EXERCISE.
Write out the listing, please, but only from its first line through the line containing "const options = ['Light', 'Dark', 'Automatic", exactly as given and without pictures.

=== EXERCISE MATERIALS ===

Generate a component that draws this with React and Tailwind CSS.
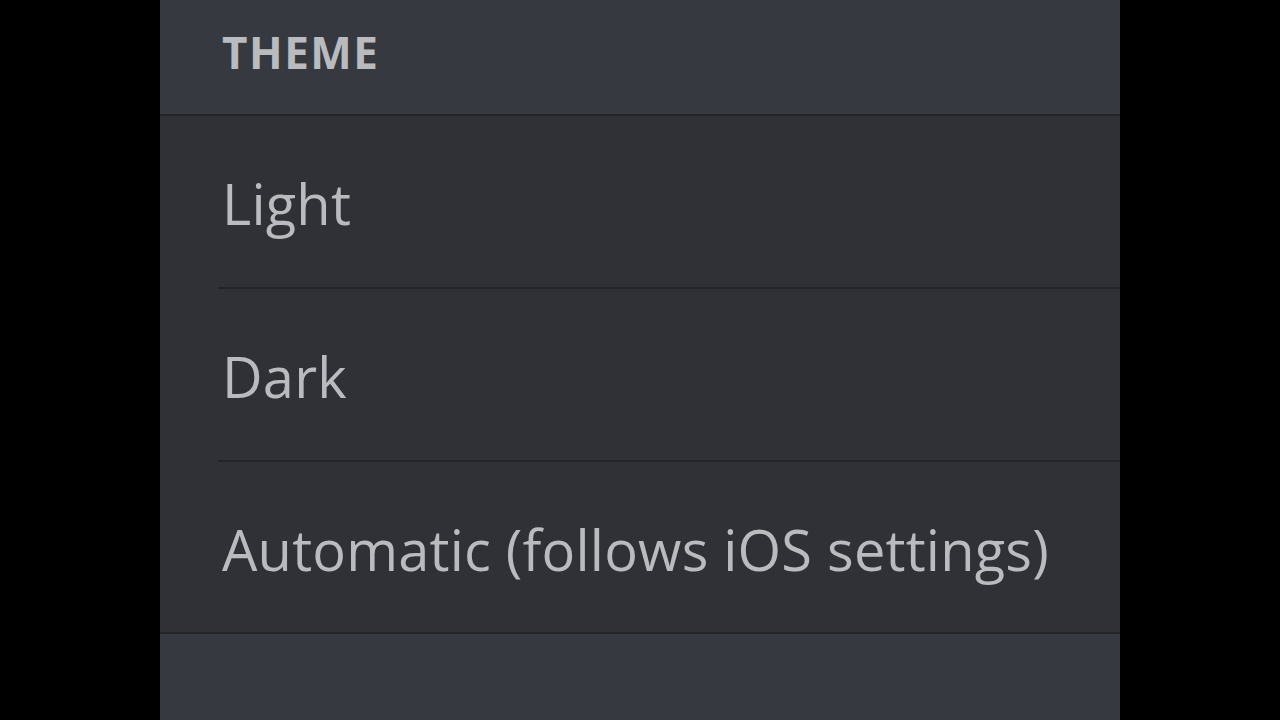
export default function App() {
  const options = ['Light', 'Dark', 'Automatic (follows iOS settings)'];

  return (
    <div className="w-[1280px] h-[720px] bg-black flex justify-center overflow-hidden">
      <div className="w-[960px] h-full bg-[#36393f] flex flex-col" style={{ fontFamily: '"Open Sans", "Liberation Sans", sans-serif' }}>
        <div className="h-[116px] shrink-0 pl-[62px] pt-[22px] border-b-2 border-[#232428]">
          <h2 className="text-[44px] font-bold text-[#b9bbbe] tracking-[1.5px] leading-[60px]">THEME</h2>
        </div>
        <div className="bg-[#2f3136] border-b-2 border-[#232428]">
          {options.map((option, i) => (
            <div key={option} className="pl-[58px]">
              <div
                className={
                  i < options.length - 1
                    ? 'h-[173px] flex items-center pt-[3px] border-b-2 border-[#232428]'
                    : 'h-[170px] flex items-center pt-[3px]'
                }
              >
                <span className="pl-[4px] text-[56px] text-[#b9bbbe] leading-none tracking-[0.2px]">{option}</span>
              </div>
            </div>
          ))}
        </div>
        <div className="flex-1 bg-[#36393f]" />
      </div>
    </div>
  );
}
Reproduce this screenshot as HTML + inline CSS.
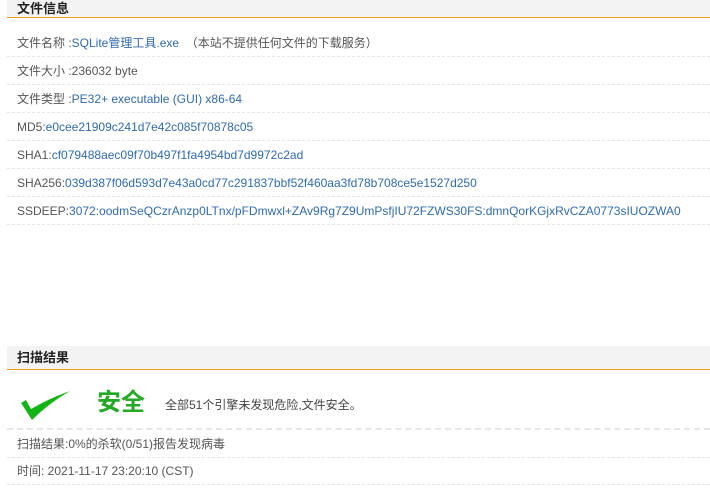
<!DOCTYPE html>
<html><head><meta charset="utf-8"><style>
body{margin:0;width:710px;height:495px;background:#fff;font-family:"Liberation Sans","Noto Sans CJK SC",sans-serif;font-size:12px;color:#555;position:relative;overflow:hidden}
.hd{position:absolute;left:7px;right:0;background:#f3f3f3;border-bottom:1px solid #f39c12;font-weight:bold;font-size:13px;color:#222;padding-left:10px;box-sizing:border-box}
.row{position:absolute;left:7px;right:0;height:28px;line-height:28px;padding-left:10px;border-bottom:1px dashed #e6e6e6;box-sizing:border-box;white-space:nowrap}
.b{color:#2f6bad}
</style></head><body>
<div class="hd" style="top:0;height:18px;line-height:17px">文件信息</div>
<div class="row" style="top:29px">文件名称 :<span class="b">SQLite管理工具.exe</span> &nbsp;（本站不提供任何文件的下载服务）</div>
<div class="row" style="top:57px">文件大小 :236032 byte</div>
<div class="row" style="top:85px">文件类型 :<span class="b">PE32+ executable (GUI) x86-64</span></div>
<div class="row" style="top:113px">MD5:<span class="b">e0cee21909c241d7e42c085f70878c05</span></div>
<div class="row" style="top:141px">SHA1:<span class="b">cf079488aec09f70b497f1fa4954bd7d9972c2ad</span></div>
<div class="row" style="top:169px">SHA256:<span class="b">039d387f06d593d7e43a0cd77c291837bbf52f460aa3fd78b708ce5e1527d250</span></div>
<div class="row" style="top:197px">SSDEEP:<span class="b">3072:oodmSeQCzrAnzp0LTnx/pFDmwxl+ZAv9Rg7Z9UmPsfjIU72FZWS30FS:dmnQorKGjxRvCZA0773sIUOZWA0</span></div>

<div class="hd" style="top:346px;height:24px;line-height:24px">扫描结果</div>
<svg style="position:absolute;left:15px;top:385px" width="65" height="42" viewBox="0 0 65 42"><path d="M6 18 L11 15 L16 24 Q35 13 55 6 Q34 18 17 35 Z" fill="#14b414"/></svg>
<div style="position:absolute;left:97px;top:389px;font-size:24px;font-weight:bold;color:#22aa22;line-height:28px">安全</div>
<div style="position:absolute;left:165px;top:396px;font-size:12px;color:#444">全部51个引擎未发现危险,文件安全。</div>
<div style="position:absolute;left:7px;right:0;top:428px;border-top:2px dashed #e6e6e6"></div>
<div class="row" style="top:430px">扫描结果:0%的杀软(0/51)报告发现病毒</div>
<div class="row" style="top:457px">时间: 2021-11-17 23:20:10 (CST)</div>
</body></html>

===

COMPLETE ANSWER.
Generate a component that draws this with React and Tailwind CSS.
export default function App() {
  const options = ['Light', 'Dark', 'Automatic (follows iOS settings)'];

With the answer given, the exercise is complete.